Go through the records and extract every line with the word "screenshot".

---------------

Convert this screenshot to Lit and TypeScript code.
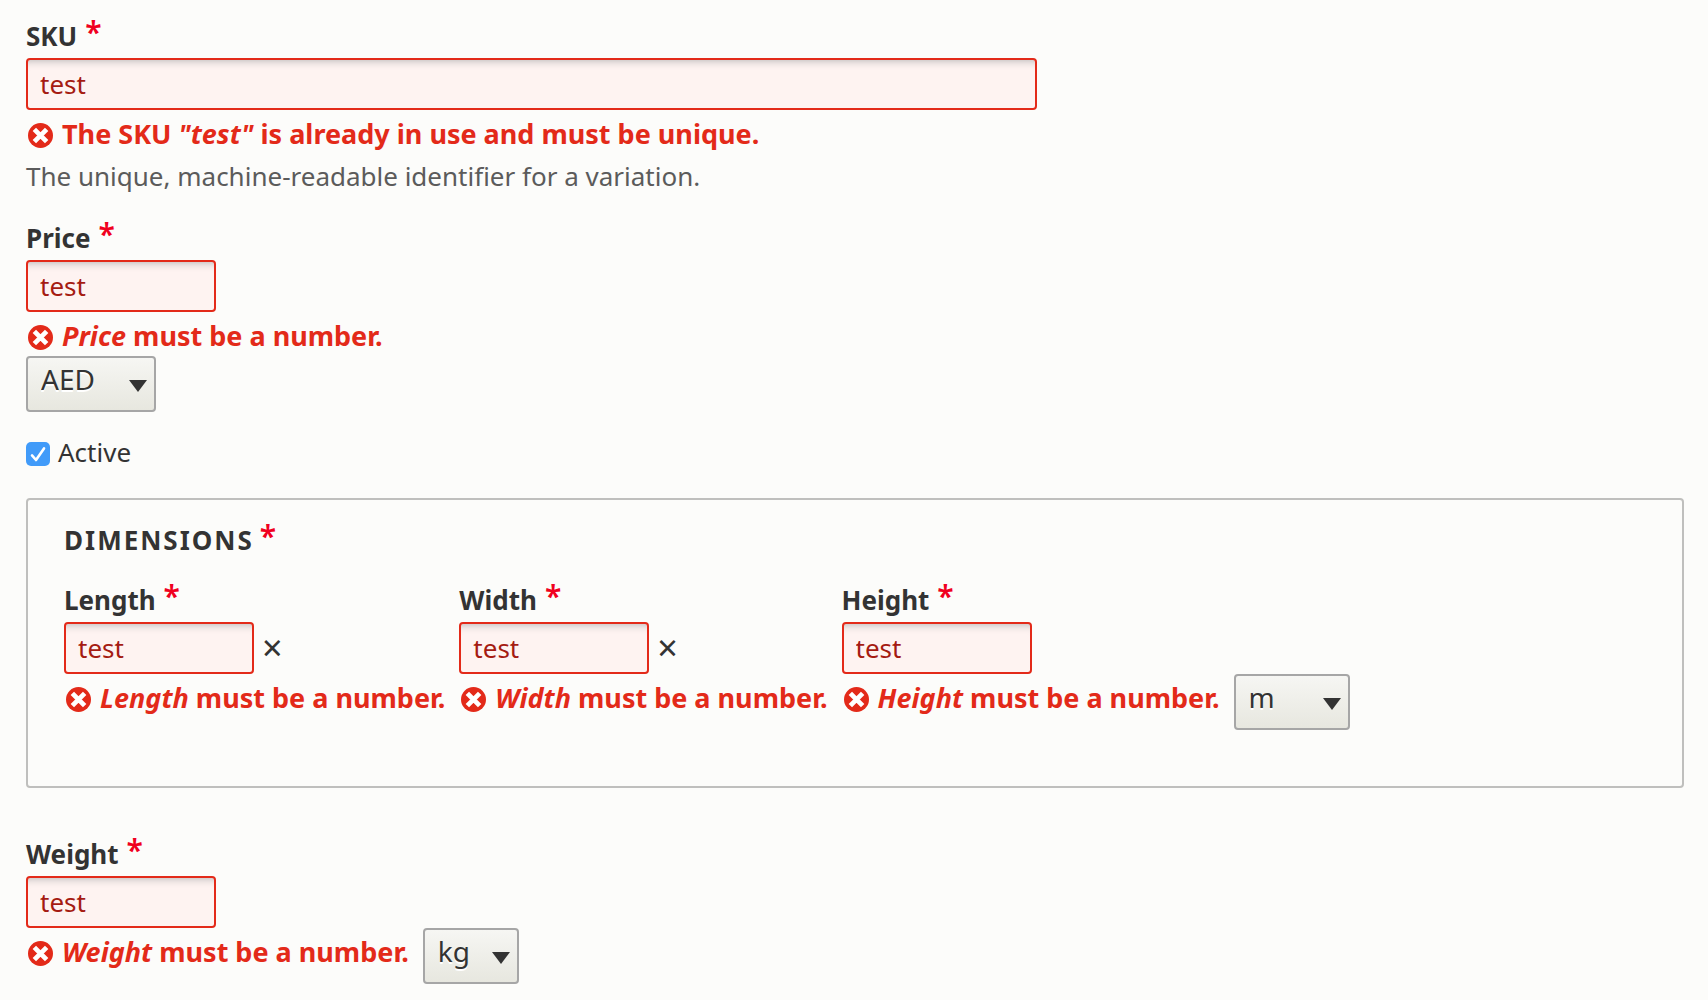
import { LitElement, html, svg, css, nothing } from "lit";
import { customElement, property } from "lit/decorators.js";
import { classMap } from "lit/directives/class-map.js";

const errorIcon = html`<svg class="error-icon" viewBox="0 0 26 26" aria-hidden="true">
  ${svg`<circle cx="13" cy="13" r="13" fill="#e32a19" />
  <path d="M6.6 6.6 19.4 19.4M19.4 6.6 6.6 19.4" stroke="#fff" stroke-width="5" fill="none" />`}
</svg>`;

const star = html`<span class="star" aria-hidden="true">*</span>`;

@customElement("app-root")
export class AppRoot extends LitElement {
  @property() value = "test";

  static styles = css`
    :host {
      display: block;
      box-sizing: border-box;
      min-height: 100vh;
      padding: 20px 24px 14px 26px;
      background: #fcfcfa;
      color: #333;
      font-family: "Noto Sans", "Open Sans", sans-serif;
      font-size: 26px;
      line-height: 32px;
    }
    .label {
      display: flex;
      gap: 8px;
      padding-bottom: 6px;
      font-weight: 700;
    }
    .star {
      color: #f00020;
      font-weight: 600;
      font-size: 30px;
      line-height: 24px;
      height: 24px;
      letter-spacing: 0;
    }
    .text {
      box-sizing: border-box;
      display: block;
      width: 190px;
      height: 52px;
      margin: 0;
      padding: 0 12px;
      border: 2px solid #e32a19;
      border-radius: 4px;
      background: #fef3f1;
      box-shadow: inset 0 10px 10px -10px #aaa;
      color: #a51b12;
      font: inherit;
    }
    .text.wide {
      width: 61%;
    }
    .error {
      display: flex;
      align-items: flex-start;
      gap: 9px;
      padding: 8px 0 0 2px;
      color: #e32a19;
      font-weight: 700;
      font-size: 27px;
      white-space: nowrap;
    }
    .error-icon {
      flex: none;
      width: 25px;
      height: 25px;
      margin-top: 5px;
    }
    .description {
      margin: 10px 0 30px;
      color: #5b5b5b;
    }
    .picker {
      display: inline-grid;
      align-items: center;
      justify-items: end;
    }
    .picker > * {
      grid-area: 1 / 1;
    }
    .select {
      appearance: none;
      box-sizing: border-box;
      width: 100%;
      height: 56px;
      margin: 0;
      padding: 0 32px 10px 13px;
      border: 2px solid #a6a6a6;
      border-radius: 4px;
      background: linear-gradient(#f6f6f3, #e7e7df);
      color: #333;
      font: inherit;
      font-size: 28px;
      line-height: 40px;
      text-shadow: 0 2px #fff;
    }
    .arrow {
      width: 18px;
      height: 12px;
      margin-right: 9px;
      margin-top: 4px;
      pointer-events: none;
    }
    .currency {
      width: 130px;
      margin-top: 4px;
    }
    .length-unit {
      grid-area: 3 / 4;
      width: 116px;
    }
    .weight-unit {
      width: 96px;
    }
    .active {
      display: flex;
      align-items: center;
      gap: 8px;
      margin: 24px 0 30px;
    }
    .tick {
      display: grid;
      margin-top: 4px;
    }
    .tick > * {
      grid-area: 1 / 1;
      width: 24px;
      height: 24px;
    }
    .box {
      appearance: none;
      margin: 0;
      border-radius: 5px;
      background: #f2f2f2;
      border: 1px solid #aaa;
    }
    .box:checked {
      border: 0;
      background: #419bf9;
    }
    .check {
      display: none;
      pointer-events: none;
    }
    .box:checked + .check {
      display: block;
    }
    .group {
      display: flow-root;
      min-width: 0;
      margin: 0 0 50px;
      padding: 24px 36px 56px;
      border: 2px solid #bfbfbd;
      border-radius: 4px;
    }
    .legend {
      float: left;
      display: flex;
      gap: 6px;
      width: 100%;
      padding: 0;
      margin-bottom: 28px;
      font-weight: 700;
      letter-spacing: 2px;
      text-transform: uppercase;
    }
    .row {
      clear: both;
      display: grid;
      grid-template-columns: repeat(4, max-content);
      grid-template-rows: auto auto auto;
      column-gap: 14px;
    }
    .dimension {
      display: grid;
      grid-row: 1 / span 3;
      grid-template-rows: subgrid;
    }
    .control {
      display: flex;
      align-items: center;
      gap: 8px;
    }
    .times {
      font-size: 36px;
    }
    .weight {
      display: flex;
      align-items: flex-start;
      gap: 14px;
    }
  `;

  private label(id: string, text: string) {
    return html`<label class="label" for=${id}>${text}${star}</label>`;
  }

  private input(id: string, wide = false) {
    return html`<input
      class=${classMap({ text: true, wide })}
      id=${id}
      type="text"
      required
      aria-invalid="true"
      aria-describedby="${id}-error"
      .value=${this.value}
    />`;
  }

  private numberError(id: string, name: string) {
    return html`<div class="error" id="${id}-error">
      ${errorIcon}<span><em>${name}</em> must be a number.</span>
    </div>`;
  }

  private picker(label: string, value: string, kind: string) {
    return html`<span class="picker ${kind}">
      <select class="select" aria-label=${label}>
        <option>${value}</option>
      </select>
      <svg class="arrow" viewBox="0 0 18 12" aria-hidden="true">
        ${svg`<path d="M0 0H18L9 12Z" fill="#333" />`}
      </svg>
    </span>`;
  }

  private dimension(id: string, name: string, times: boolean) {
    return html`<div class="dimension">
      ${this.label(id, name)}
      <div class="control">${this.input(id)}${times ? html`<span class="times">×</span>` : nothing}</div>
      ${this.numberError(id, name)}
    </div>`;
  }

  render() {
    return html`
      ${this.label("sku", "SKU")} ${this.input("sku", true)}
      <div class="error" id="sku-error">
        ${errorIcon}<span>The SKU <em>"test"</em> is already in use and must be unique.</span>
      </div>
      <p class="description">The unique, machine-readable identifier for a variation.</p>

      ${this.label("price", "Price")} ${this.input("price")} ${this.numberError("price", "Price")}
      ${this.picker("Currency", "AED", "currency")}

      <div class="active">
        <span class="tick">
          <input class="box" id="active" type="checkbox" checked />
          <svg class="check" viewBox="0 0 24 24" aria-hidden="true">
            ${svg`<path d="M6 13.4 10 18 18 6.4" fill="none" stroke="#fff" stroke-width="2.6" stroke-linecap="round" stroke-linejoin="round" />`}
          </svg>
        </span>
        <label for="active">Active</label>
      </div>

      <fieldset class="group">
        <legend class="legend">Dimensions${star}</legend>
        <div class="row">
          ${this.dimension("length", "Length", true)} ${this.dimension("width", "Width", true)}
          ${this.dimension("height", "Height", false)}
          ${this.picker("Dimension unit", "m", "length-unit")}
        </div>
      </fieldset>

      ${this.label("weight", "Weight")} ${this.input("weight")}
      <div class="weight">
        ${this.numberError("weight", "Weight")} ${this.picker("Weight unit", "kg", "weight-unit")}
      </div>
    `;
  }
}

---------------

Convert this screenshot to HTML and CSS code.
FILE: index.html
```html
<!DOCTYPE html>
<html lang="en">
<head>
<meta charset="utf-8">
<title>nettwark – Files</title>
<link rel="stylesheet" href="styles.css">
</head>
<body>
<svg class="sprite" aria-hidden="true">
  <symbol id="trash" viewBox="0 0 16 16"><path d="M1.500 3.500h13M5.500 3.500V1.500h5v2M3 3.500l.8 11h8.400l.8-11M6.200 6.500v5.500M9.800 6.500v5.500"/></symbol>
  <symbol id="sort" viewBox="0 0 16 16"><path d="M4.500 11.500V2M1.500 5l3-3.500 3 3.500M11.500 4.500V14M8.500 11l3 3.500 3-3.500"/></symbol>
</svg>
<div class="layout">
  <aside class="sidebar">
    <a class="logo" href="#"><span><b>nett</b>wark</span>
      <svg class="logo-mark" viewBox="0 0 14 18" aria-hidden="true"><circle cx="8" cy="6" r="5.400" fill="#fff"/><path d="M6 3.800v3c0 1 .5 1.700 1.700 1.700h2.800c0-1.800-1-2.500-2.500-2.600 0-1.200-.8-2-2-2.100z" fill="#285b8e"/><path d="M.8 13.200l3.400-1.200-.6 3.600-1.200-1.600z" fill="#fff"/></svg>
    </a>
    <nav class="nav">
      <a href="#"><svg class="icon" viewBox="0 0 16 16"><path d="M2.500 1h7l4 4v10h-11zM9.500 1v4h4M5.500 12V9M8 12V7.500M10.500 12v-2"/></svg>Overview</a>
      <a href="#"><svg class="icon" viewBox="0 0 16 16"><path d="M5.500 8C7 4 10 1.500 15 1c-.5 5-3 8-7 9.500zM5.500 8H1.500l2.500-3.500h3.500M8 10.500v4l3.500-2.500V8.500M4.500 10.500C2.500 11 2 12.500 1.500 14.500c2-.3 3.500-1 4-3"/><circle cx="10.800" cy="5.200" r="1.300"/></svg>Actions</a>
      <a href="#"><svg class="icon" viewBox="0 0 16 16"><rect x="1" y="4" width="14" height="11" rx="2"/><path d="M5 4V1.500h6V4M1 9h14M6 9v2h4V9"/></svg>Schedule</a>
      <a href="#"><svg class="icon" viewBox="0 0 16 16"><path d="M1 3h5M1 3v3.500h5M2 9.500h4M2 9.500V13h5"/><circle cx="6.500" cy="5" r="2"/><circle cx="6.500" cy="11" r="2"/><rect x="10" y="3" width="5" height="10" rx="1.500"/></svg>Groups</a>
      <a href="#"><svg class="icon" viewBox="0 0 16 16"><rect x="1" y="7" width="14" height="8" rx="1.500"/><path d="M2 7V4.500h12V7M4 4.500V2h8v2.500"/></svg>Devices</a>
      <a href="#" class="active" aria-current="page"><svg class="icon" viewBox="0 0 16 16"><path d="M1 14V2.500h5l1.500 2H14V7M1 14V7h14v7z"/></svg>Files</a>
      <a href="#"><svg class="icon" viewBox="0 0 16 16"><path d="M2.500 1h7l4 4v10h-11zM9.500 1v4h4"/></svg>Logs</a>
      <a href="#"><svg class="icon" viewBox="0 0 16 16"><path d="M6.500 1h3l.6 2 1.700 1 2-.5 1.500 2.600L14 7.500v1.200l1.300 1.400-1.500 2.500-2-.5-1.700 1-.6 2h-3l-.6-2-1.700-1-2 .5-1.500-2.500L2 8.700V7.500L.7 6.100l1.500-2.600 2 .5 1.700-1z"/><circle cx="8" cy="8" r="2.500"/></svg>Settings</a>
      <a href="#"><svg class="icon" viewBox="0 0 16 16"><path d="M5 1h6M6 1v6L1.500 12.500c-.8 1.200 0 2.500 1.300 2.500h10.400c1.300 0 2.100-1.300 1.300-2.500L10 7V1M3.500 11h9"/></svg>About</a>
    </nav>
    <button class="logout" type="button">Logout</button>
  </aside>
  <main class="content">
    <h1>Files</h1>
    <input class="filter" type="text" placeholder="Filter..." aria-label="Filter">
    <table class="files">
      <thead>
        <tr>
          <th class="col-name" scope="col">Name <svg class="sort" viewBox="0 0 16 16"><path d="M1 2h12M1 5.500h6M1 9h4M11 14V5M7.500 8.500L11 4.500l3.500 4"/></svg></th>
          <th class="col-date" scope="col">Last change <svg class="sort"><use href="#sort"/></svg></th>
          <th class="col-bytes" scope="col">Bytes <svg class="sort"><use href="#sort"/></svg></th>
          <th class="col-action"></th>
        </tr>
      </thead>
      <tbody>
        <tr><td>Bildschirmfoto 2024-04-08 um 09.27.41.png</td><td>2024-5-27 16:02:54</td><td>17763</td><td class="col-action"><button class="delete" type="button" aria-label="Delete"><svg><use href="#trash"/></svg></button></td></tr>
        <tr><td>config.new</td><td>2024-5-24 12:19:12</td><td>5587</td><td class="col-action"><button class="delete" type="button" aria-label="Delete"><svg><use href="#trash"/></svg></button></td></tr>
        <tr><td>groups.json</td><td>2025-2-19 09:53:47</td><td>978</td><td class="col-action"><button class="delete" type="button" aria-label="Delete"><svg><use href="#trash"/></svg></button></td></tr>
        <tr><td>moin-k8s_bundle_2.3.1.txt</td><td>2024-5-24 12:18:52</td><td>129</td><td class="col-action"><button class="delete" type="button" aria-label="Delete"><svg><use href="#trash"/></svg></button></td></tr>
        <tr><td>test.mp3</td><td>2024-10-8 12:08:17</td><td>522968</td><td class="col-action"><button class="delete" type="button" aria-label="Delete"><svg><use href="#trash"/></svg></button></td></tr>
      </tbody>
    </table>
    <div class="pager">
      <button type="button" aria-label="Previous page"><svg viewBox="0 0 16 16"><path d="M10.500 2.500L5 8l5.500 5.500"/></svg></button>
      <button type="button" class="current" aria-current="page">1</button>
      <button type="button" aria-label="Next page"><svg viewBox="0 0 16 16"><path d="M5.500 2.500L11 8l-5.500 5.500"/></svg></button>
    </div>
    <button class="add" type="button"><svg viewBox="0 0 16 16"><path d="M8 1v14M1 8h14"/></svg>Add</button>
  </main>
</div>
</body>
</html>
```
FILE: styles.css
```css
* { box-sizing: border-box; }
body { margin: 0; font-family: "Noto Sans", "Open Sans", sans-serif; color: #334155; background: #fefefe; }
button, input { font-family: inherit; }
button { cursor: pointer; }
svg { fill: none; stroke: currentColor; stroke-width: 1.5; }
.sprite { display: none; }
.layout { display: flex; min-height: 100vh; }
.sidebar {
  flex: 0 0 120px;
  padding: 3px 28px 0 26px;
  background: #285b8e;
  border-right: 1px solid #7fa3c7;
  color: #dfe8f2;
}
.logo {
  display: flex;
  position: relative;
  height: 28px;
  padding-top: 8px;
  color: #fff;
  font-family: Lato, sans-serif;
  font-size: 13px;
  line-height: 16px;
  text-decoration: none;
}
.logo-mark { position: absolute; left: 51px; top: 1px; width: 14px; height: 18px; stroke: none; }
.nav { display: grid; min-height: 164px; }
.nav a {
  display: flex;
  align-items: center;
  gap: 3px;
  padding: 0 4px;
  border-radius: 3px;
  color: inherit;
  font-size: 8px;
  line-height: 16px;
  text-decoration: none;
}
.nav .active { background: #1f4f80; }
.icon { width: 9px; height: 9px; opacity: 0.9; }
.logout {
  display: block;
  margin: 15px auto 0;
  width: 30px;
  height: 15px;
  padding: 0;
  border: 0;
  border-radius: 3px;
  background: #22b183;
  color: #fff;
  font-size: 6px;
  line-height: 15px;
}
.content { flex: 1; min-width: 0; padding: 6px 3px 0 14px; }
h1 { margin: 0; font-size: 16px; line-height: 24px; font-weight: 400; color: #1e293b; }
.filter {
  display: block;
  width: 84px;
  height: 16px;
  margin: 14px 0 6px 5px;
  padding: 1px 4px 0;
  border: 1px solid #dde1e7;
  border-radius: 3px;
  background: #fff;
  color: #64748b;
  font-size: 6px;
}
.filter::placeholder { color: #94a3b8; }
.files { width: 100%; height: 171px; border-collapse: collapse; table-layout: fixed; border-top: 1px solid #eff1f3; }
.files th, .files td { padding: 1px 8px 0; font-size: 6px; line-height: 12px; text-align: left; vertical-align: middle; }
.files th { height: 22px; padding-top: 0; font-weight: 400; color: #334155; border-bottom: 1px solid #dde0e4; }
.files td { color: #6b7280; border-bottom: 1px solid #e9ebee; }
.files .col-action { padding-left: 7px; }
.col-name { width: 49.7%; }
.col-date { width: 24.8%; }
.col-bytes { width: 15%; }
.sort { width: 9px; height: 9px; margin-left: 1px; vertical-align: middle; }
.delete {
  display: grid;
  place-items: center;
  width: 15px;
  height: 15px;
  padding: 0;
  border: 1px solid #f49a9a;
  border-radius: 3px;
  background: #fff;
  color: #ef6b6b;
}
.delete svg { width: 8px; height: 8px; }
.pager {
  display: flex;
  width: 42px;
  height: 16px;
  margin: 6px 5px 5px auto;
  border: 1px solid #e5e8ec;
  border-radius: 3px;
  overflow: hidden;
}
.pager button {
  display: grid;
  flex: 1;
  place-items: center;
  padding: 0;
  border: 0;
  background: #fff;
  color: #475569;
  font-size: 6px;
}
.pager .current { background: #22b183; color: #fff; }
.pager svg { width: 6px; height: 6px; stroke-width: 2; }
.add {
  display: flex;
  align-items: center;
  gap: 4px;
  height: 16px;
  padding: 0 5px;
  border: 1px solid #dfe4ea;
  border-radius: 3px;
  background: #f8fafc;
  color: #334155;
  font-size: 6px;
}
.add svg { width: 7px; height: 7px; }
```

---------------

### Task result
Convert this screenshot to Lit and TypeScript code.
Convert this screenshot to HTML and CSS code.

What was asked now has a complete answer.